5. The method claimed in claim 4, further comprising locating electrodes relatively to said active walls and maintaining, during operation, said electrodes at equal potentials to prevent shear mode displacement of said inactive walls.

6. The method claimed in claim 2, wherein said liquid supply means are provided at ends of the channels remote from said nozzles.

7. The method claimed in claim 2, wherein said liquid supply means are provided at respective ends of said channels adjacent said nozzles for replenishment through said nozzles of liquid in said channels expelled from said nozzles.

8. The method claimed in claims 2, wherein PZT is employed as said piezo-electric material.

9. The method claimed in claim 2, wherein a piezo-electric crystalline material such as GMO or Rochelle salt is employed as said piezo-electric material.

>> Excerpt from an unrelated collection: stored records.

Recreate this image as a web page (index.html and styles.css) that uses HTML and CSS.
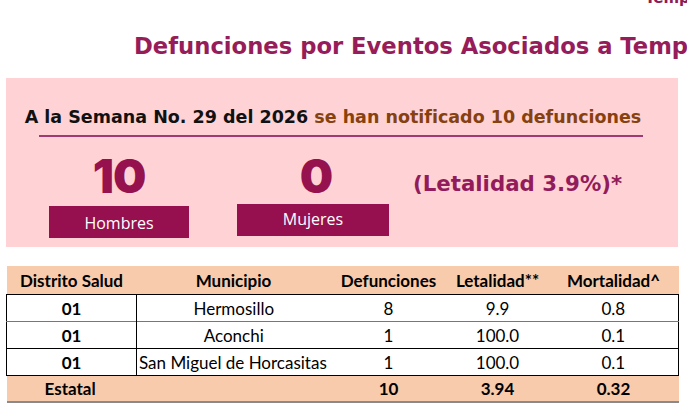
FILE: index.html
```html
<!DOCTYPE html>
<html lang="es">
<head>
<meta charset="utf-8">
<title>Defunciones por Eventos Asociados a Temperaturas</title>
<link rel="stylesheet" href="styles.css">
</head>
<body>
<div class="topcut"><span>Temporada de Calor</span></div>
<h1 class="title">Defunciones por Eventos Asociados a Temperaturas Extremas</h1>
<section class="summary">
  <div class="headline"><span class="dark">A la Semana No. 29 del 2026</span> <span class="brown">se han notificado 10 defunciones</span></div>
  <div class="rule"></div>
  <div class="stats">
    <div class="stat stat-h">
      <div class="num">10</div>
      <div class="label">Hombres</div>
    </div>
    <div class="stat stat-m">
      <div class="num">0</div>
      <div class="label label-m">Mujeres</div>
    </div>
    <div class="leta">(Letalidad 3.9%)*</div>
  </div>
</section>
<table class="tbl">
  <colgroup>
    <col class="c1"><col class="c2"><col class="c3"><col class="c4"><col class="c5">
  </colgroup>
  <thead>
    <tr><th>Distrito Salud</th><th>Municipio</th><th>Defunciones</th><th>Letalidad**</th><th>Mortalidad^</th></tr>
  </thead>
  <tbody>
    <tr><td class="b div">01</td><td>Hermosillo</td><td>8</td><td>9.9</td><td>0.8</td></tr>
    <tr><td class="b div">01</td><td>Aconchi</td><td>1</td><td>100.0</td><td>0.1</td></tr>
    <tr><td class="b div">01</td><td class="left">San Miguel de Horcasitas</td><td>1</td><td>100.0</td><td>0.1</td></tr>
  </tbody>
  <tfoot>
    <tr><td class="est">Estatal</td><td></td><td>10</td><td>3.94</td><td>0.32</td></tr>
  </tfoot>
</table>
</body>
</html>
```
FILE: styles.css
```css
html, body {
  margin: 0;
  padding: 0;
  background: #ffffff;
  width: 687px;
  height: 409px;
  overflow: hidden;
}
body {
  font-family: "Open Sans", "Liberation Sans", sans-serif;
}
.topcut {
  height: 7px;
  overflow: hidden;
  white-space: nowrap;
  padding-left: 645px;
}
.topcut span {
  display: block;
  font-family: "DejaVu Sans", sans-serif;
  font-weight: 700;
  font-size: 15px;
  line-height: 16px;
  margin-top: -10px;
  color: #8e1a56;
}
.title {
  margin: 24px 0 0 0;
  padding-left: 134px;
  white-space: nowrap;
  overflow: hidden;
  font-family: "DejaVu Sans", sans-serif;
  font-size: 22.7px;
  line-height: 30px;
  font-weight: 700;
  color: #961c5a;
  height: 30px;
}
.summary {
  margin: 17px 9px 0 6px;
  height: 169px;
  background: #ffd3d5;
  box-sizing: border-box;
  padding-top: 27px;
}
.headline {
  text-align: center;
  white-space: nowrap;
  font-family: "DejaVu Sans", sans-serif;
  font-size: 17.5px;
  line-height: 24px;
  font-weight: 700;
  padding-right: 18px;
}
.dark { color: #111111; }
.brown { color: #86410f; }
.rule {
  height: 1.5px;
  background: #a03a72;
  margin: 6px 35px 0 33px;
}
.stats {
  display: flex;
  align-items: flex-start;
  margin-top: 13px;
}
.stat {
  display: flex;
  flex-direction: column;
  align-items: center;
}
.stat-h { margin-left: 43px; width: 140px; }
.stat-m { margin-left: 48px; width: 152px; }
.num {
  font-family: Inter, "Liberation Sans", sans-serif;
  font-weight: 900;
  font-size: 47px;
  line-height: 52px;
  color: #96124f;
  letter-spacing: -1px;
}
.stat-m .num { padding-left: 6px; }
.label {
  margin-top: 4px;
  width: 100%;
  height: 32px;
  background: #96104f;
  color: #ffffff;
  font-size: 16px;
  line-height: 34px;
  text-align: center;
}
.label-m {
  margin-top: 2px;
  line-height: 30px;
}
.leta {
  margin-left: 24px;
  margin-top: 21px;
  font-family: "DejaVu Sans", sans-serif;
  font-size: 21.3px;
  line-height: 26px;
  font-weight: 700;
  color: #921b5c;
}
.tbl {
  margin: 19px 0 0 6px;
  width: 672px;
  border-collapse: collapse;
  table-layout: fixed;
  font-family: Lato, "Liberation Sans", sans-serif;
  font-size: 17px;
  color: #000000;
}
.c1 { width: 130px; }
.c2 { width: 194px; }
.c3 { width: 116px; }
.c4 { width: 102px; }
.c5 { width: 130px; }
.tbl th {
  background: #f8cbad;
  height: 28px;
  padding: 0;
  font-weight: 700;
  text-align: center;
  border-bottom: 1px solid #000;
  white-space: nowrap;
}
.tbl td {
  height: 27px;
  padding: 0;
  text-align: center;
  white-space: nowrap;
  box-sizing: border-box;
}
.tbl tbody tr {
  background: #ffffff;
  border-left: 1px solid #000;
  border-right: 1px solid #000;
  border-bottom: 1px solid #000;
}
.tbl tbody tr:first-child {
  border-bottom: 1px solid #777;
}
.tbl td.b { font-weight: 700; }
.tbl td.div { border-right: 1px solid #000; }
.tbl td.left { text-align: left; padding-left: 2px; }
.tbl tfoot tr {
  background: #f8cbad;
  border-bottom: 2px solid #8a8a8a;
}
.tbl tfoot td { font-weight: 700; height: 26px; }
.tbl tfoot td.est { text-align: left; padding-left: 38px; }
```
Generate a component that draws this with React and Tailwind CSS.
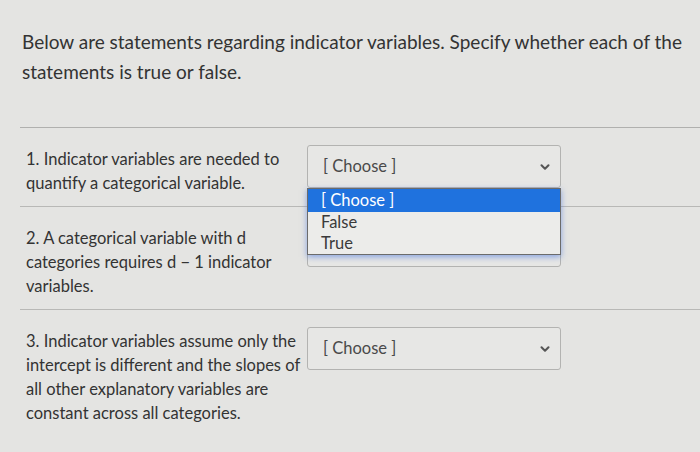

10. The method as claimed in claim 1, wherein the step of locating electrodes comprises the deposition of an electrically conducting layer over substantially all surfaces of said grooves.

11. The method of claim 1, wherein the base wall comprises an electrically insulating substrate and a surface layer of piezo-electric material and wherein the step of forming grooves comprises extending at least certain of said grooves a substantial distance into said substrate.

12. The method of claim 11, wherein alternate grooves are extended into said substrate.